After the beginning of the Free Presbyterian Church, on 14 August 1893, he served in Raasay until 1903 when he was translated to the Dingwall congregation which he pastored until his death in 1926.

He was the Moderator of the Free Presbyterian Synod in 1917 and 1920.

== Free Presbyterian Church split ==
The Free Presbyterian Church of Scotland began as a separate denomination when he tabled a Protest against the Declaratory Act at 25 May 1893 meeting of the General Assembly of the Free Church of Scotland (1843–1900). The Act, originally passed in 1892, had allowed a watering-down of the Calvinism of the church and conservative Free Churchmen like Macfarlane believed it would prevent church discipline of those who opposed the Westminster Confession of Faith as a result of it. Macfarlane and those who followed him believed that it 'altered and vitiated' the constitution of the Free Church. On 28 July 1893, at a meeting in Portree, Isle of Skye, Macfarlane joined the Rev Donald Macdonald, Shieldaig and Alexander Macfarlane, a schoolmaster on Raasay, in forming a presbytery.
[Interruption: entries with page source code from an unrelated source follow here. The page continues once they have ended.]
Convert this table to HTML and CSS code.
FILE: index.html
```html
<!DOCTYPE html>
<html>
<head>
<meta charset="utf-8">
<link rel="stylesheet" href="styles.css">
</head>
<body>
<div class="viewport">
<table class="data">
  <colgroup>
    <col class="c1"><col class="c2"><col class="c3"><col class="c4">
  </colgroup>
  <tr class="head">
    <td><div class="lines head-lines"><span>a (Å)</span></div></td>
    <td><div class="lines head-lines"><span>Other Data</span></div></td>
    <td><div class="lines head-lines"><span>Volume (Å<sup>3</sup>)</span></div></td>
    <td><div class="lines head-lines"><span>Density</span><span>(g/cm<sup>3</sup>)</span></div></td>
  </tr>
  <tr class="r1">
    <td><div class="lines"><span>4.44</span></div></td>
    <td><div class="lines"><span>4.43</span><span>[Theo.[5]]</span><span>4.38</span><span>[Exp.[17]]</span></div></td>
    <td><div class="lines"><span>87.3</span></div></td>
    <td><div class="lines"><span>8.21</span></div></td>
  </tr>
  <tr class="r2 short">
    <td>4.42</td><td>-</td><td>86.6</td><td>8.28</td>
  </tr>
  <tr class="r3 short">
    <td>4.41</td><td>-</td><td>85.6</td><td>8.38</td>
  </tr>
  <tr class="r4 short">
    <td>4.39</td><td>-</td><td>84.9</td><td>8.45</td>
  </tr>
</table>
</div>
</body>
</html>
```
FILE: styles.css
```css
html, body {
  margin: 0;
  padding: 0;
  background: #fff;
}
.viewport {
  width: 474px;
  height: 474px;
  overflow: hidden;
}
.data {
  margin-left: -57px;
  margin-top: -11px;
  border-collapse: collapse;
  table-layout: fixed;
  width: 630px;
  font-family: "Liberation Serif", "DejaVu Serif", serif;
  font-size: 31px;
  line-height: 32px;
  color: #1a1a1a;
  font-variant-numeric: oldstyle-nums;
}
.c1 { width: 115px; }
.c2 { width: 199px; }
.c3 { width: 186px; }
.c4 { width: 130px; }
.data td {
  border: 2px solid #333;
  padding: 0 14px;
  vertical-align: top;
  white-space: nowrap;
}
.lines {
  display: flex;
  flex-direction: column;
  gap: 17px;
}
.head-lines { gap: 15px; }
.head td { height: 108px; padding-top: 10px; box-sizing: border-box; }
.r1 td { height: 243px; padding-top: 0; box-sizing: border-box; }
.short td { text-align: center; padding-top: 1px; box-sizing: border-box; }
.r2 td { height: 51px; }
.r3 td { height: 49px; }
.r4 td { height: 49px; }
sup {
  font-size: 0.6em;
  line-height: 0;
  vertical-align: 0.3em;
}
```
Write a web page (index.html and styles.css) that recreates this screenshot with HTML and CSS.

== Personal life and death ==
He married Mary Stewart Morrison on 14 April, 1880 at the Windsor Hotel, 100 Princes Street, Edinburgh. She was about 13 years younger, and was then a resident of Glasgow, but was originally from Snizort, Skye. They had no children.

On the 4 November 1926, Macfarlane died, aged 92. He had served as a minister for nearly 51 years.